CTLs directly kill damaged cells, cancer cells, and cells infected with viruses and other pathogens.

Senior author Guy Shakhar, who is a professor at the Weizmann Institute, explains that while killer T cells are the main agents of cancer immunotherapy, “they don’t always manage to eliminate the malignancy.”

However, he says that “by growing these T cells in an oxygen-poor environment, we can turn them into more effective killers.”

At present, cancer immunotherapy that boosts patients’ own killer T cells works best against certain leukemias and lymphomas. However, it is less effective at eliminating solid tumors, in which oxygen levels are very low.

Oxygen levels inside solid tumors, expressed as a percentage of gas dissolved in the fluid surrounding cells, range from 0.5 to 5 percent. This is lower than in most healthy organs and considerably lower than the 20 percent normally set for growing cells in the laboratory incubator.

Low oxygen does not appear to hamper tumor cells – for example, it does not stop them from taking in and metabolizing glucose, which is their main source of fuel.

But the low-oxygen environment of the tumor is not favorable to killer T cells. The researchers refer to several studies that offer evidence of this.

For example, it appears that tumor areas with low oxygen attract other cells, such as “M2-like tumor-associated macrophages” and “regulatory T cells,” that can disrupt the function of killer T cells.

In addition, low-oxygen pockets in tumors favor anerobic metabolism of glucose, resulting in an acid environment that dampens killer T cell activity.

Previous studies have shown that growing killer T cells under conditions of low oxygen enhances their ability to kill other cells in the laboratory. But until this new work in Prof. Shakhar’s laboratory, their ability to kill cancer had not been studied.

Thus, for their own investigation, the team experimented with growing killer T cells in culture in the laboratory at just 1 percent oxygen and compared them with cells grown at 20 percent, as before.

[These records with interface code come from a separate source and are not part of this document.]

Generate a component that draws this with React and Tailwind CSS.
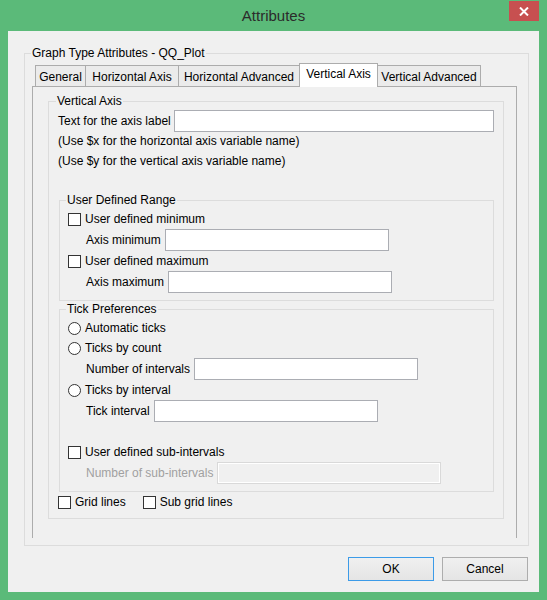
import React from 'react';

function CheckBox() {
  return <span className="block w-[13px] h-[13px] shrink-0 border border-[#333333] bg-white" />;
}

function Radio() {
  return <span className="block w-[13px] h-[13px] shrink-0 rounded-full border border-[#333333] bg-white" />;
}

function TextBox({ className = '', disabled = false }) {
  return (
    <div
      className={`h-[22px] shrink-0 border ${
        disabled ? 'border-[#d9d9d9] bg-[#f0f0f0] shadow-[inset_0_0_0_1px_#ffffff]' : 'border-[#abadb3] bg-white'
      } ${className}`}
    />
  );
}

function CheckRow({ label, className = '' }) {
  return (
    <div className={`flex items-center gap-[4px] h-[16px] ${className}`}>
      <CheckBox />
      <span>{label}</span>
    </div>
  );
}

function RadioRow({ label, className = '' }) {
  return (
    <div className={`flex items-center gap-[4px] h-[16px] ${className}`}>
      <Radio />
      <span>{label}</span>
    </div>
  );
}

function FieldRow({ label, className = '', disabled = false }) {
  return (
    <div className={`flex items-center gap-[4px] pl-[18px] ${className}`}>
      <span className={disabled ? 'text-[#a0a0a0]' : ''}>{label}</span>
      <TextBox className="w-[224px]" disabled={disabled} />
    </div>
  );
}

const tabs = [
  { name: 'General', w: 'w-[51px]' },
  { name: 'Horizontal Axis', w: 'w-[94px]' },
  { name: 'Horizontal Advanced', w: 'w-[122px]' },
  { name: 'Vertical Axis', w: 'w-[79px]', active: true },
  { name: 'Vertical Advanced', w: 'w-[104px]' },
];

export default function App() {
  return (
    <div className="w-[547px] h-[600px] bg-[#5bba79] flex flex-col font-['Liberation_Sans',Arial,sans-serif] text-[12px] leading-4 text-black">
      {/* Title bar */}
      <div className="relative h-[31px] shrink-0 flex items-center justify-center">
        <span className="text-[15px] text-[#2b2b2b] pt-px">Attributes</span>
        <div className="absolute right-[8px] top-px w-[30px] h-[20px] bg-[#c75050] flex items-center justify-center">
          <svg width="10" height="9" viewBox="0 0 10 9">
            <path d="M1 0.5 L9 8.5 M9 0.5 L1 8.5" stroke="#ffffff" strokeWidth="2" />
          </svg>
        </div>
      </div>

      {/* Client area */}
      <div className="flex-1 mx-[8px] mb-[8px] bg-[#f0f0f0] flex flex-col pt-[14px]">
        <fieldset className="ml-[16px] mr-[10px] border border-[#dcdcdc] pl-[7px] pr-[11px] pb-[7px]">
          <legend className="-ml-px px-px leading-4">Graph Type Attributes - QQ_Plot</legend>

          {/* Tabs */}
          <div className="flex items-end pl-[3px] pt-[2px] h-[25px]">
            {tabs.map((t, i) =>
              t.active ? (
                <div
                  key={t.name}
                  className={`${t.w} ${i > 0 ? '-ml-px' : ''} relative z-10 h-[24px] -mb-px bg-white border border-b-0 border-[#acacac] flex justify-center pt-[2px]`}
                >
                  {t.name}
                </div>
              ) : (
                <div
                  key={t.name}
                  className={`${t.w} ${i > 0 ? '-ml-px' : ''} h-[21px] bg-[#ebebeb] border border-b-0 border-[#acacac] flex justify-center pt-[3px]`}
                >
                  {t.name}
                </div>
              )
            )}
          </div>

          {/* Tab pane */}
          <div className="h-[452px] border-t border-l border-r border-[#acacac] pt-[6px] pl-[15px] pr-[12px]">
            <fieldset className="border border-[#dcdcdc] pl-[9px] pr-[9px] pb-[8px]">
              <legend className="-ml-[2px] px-px leading-4">Vertical Axis</legend>

              <div className="flex items-center gap-[3px] mt-px">
                <span>Text for the axis label</span>
                <TextBox className="flex-1" />
              </div>
              <div className="mt-px">(Use $x for the horizontal axis variable name)</div>
              <div className="mt-[4px]">(Use $y for the vertical axis variable name)</div>

              {/* User Defined Range */}
              <fieldset className="ml-px mt-[23px] border border-[#dcdcdc] pl-[8px] pb-[7px]">
                <legend className="-ml-[2px] px-px leading-4">User Defined Range</legend>
                <CheckRow label="User defined minimum" className="mt-[3px]" />
                <FieldRow label="Axis minimum" className="mt-[2px]" />
                <CheckRow label="User defined maximum" className="mt-[2px]" />
                <FieldRow label="Axis maximum" className="mt-[2px]" />
              </fieldset>

              {/* Tick Preferences */}
              <fieldset className="ml-px border border-[#dcdcdc] pl-[8px] pb-[7px]">
                <legend className="-ml-[2px] px-px leading-4">Tick Preferences</legend>
                <RadioRow label="Automatic ticks" className="mt-[3px]" />
                <RadioRow label="Ticks by count" className="mt-[4px]" />
                <FieldRow label="Number of intervals" className="mt-[2px]" />
                <RadioRow label="Ticks by interval" className="mt-[2px]" />
                <FieldRow label="Tick interval" className="mt-[2px]" />
                <CheckRow label="User defined sub-intervals" className="mt-[22px]" />
                <FieldRow label="Number of sub-intervals" className="mt-[2px]" disabled />
              </fieldset>

              <div className="flex items-center mt-[2px] h-[16px]">
                <CheckBox />
                <span className="ml-[4px]">Grid lines</span>
                <span className="ml-[17px]"><CheckBox /></span>
                <span className="ml-[4px]">Sub grid lines</span>
              </div>
            </fieldset>
          </div>
        </fieldset>

        {/* Buttons */}
        <div className="flex justify-end gap-[8px] mt-[11px] mr-[11px]">
          <button className="w-[86px] h-[24px] border border-[#3c9be8] bg-gradient-to-b from-[#f0f0f0] to-[#e5e5e5]">OK</button>
          <button className="w-[86px] h-[24px] border border-[#adadad] bg-gradient-to-b from-[#f0f0f0] to-[#e5e5e5]">Cancel</button>
        </div>
      </div>
    </div>
  );
}
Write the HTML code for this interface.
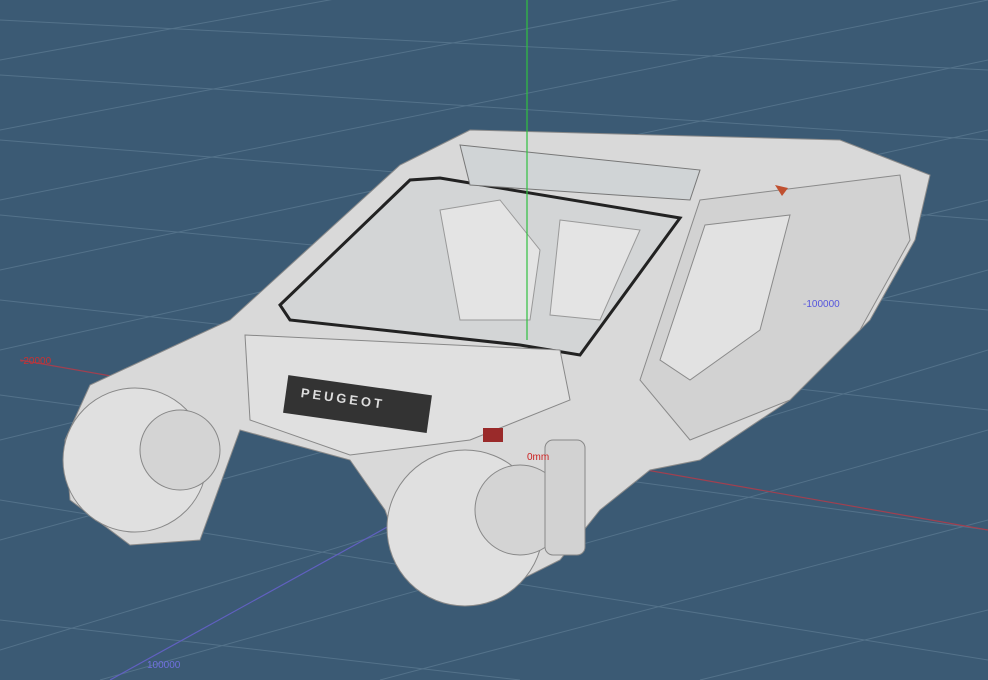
<!DOCTYPE html>
<html><head><style>html,body{margin:0;padding:0;background:#3b5a74;overflow:hidden}svg{display:block}</style></head>
<body>
<svg width="988" height="680" viewBox="0 0 988 680" xmlns="http://www.w3.org/2000/svg">
<rect width="988" height="680" fill="#3b5a74"/>
<g stroke="#5a7890" stroke-width="1" opacity="0.8">
<line x1="0" y1="60" x2="988" y2="-120"/><line x1="0" y1="130" x2="988" y2="-60"/>
<line x1="0" y1="200" x2="988" y2="0"/><line x1="0" y1="270" x2="988" y2="60"/>
<line x1="0" y1="350" x2="988" y2="130"/><line x1="0" y1="440" x2="988" y2="200"/>
<line x1="0" y1="540" x2="988" y2="270"/><line x1="0" y1="650" x2="988" y2="350"/>
<line x1="100" y1="680" x2="988" y2="430"/><line x1="380" y1="680" x2="988" y2="520"/>
<line x1="700" y1="680" x2="988" y2="610"/>
<line x1="0" y1="20" x2="988" y2="70"/><line x1="0" y1="75" x2="988" y2="140"/>
<line x1="0" y1="140" x2="988" y2="220"/><line x1="0" y1="215" x2="988" y2="310"/>
<line x1="0" y1="300" x2="988" y2="410"/><line x1="0" y1="395" x2="988" y2="530"/>
<line x1="0" y1="500" x2="988" y2="660"/><line x1="0" y1="620" x2="520" y2="680"/>
</g>
<line x1="20" y1="360" x2="988" y2="530" stroke="#a04050" stroke-width="1.2"/>
<line x1="110" y1="680" x2="400" y2="520" stroke="#6060c0" stroke-width="1.2"/>
<g fill="#d9d9d9" stroke="#8a8a8a" stroke-width="1">
<path d="M65,440 L90,385 L230,320 L400,165 L470,130 L840,140 L930,175 L915,240 L870,320 L790,400 L700,460 L650,470 L600,510 L560,560 L470,605 L410,580 L385,510 L350,460 L240,430 L200,540 L130,545 L70,500 Z"/>
<path d="M700,200 L900,175 L910,240 L860,330 L790,400 L690,440 L640,380 Z" fill="#d2d2d2"/>
<path d="M705,225 L790,215 L760,330 L690,380 L660,360 Z" fill="#e2e2e2"/>
</g>
<path d="M280,305 L410,180 L440,178 L680,218 L580,355 L520,345 L290,320 Z" fill="#d3d5d6" stroke="#222" stroke-width="3"/>
<g stroke="#999" fill="#e4e4e4"><path d="M440,210 L500,200 L540,250 L530,320 L460,320 Z"/><path d="M560,220 L640,230 L600,320 L550,315 Z"/></g>
<path d="M460,145 L700,170 L690,200 L470,185 Z" fill="#d0d4d6" stroke="#777"/>
<line x1="527" y1="0" x2="527" y2="340" stroke="#30c040" stroke-width="1.2"/>
<g fill="#e0e0e0" stroke="#888">
<path d="M245,335 L560,350 L570,400 L470,440 L350,455 L250,420 Z"/>
<circle cx="135" cy="460" r="72"/>
<circle cx="465" cy="528" r="78"/>
<circle cx="180" cy="450" r="40" fill="#d4d4d4"/>
<circle cx="520" cy="510" r="45" fill="#d4d4d4"/>
<rect x="545" y="440" width="40" height="115" rx="8" fill="#d2d2d2"/>
</g>
<rect x="285" y="385" width="145" height="38" fill="#333" transform="rotate(8 357 404)"/>
<text x="300" y="405" font-family="Liberation Sans, sans-serif" font-size="13" font-weight="bold" fill="#ddd" letter-spacing="3" transform="rotate(8 357 404)">PEUGEOT</text>
<rect x="483" y="428" width="20" height="14" fill="#9a2a2a"/>
<path d="M775,185 L788,188 L782,196 Z" fill="#c05030"/>
<g font-family="Liberation Sans, sans-serif" font-size="10">
<text x="803" y="307" fill="#5555dd">-100000</text>
<text x="527" y="460" fill="#cc2020">0mm</text>
<text x="147" y="668" fill="#7070e0">100000</text>
<text x="20" y="364" fill="#cc3030">-20000</text>
</g>
</svg>
</body></html>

They found that the oxygen-starved killer T cells were more effective at attacking cultured melanoma cancer cells than killer T cells grown under the usual oxygen conditions.

In the meantime, the team implanted mice with tumor cells under their skin. Then, once tumors had formed 7 days layer, they injected some of the mice with oxygen-starved killer T cells, some with killer T cells grown under the usual conditions, and left the rest untreated.

They found that the mice treated with oxygen-starved killer T cells, or “hypoxic CTLs,” showed “better tumor rejection and survival” than any of the others.

When the researchers looked more closely at the oxygen-starved killer T cells, they found that they were not necessarily penetrating the tumors more deeply, but they had better weaponry for killing the tumor cells.

Killer T cells have a number of weapons for attacking cancer cells. One of these is a destructive enzyme called granzyme-B that they package into “granules.” They release the granules into the cancer cells after they have punched holes in them using a protein named “perforin.”

The team found that while the oxygen-starved killer T cells contained the same number of granules as the non-starved cells and released them as efficiently, they “packaged more granzyme-B in each granule without producing more perforin.”

In other words, although the oxygen-starved killer T cells delivered the same number of punches as non-starved cells, each punch was deadlier.

Prof. Shakhar likens the oxygen-starved killer T cells to mountaineers who become acclimatized to lower oxygen levels. “Just as altitude training increases endurance in humans, so putting killer T cells through a ‘fitness regimen’ apparently toughens them up,” he explains.

He and his colleagues point out that their method now needs to be confirmed in humans. If it is, then it offers an immediate way to improve the effectiveness of immunotherapy for solid tumors.

In cellular immunotherapy, T cells need to be removed and grown outside the body in any event. Growing them under low oxygen pressure is relatively simple, but this small adjustment to existing clinical protocols may significantly improve the therapy’s effectiveness.”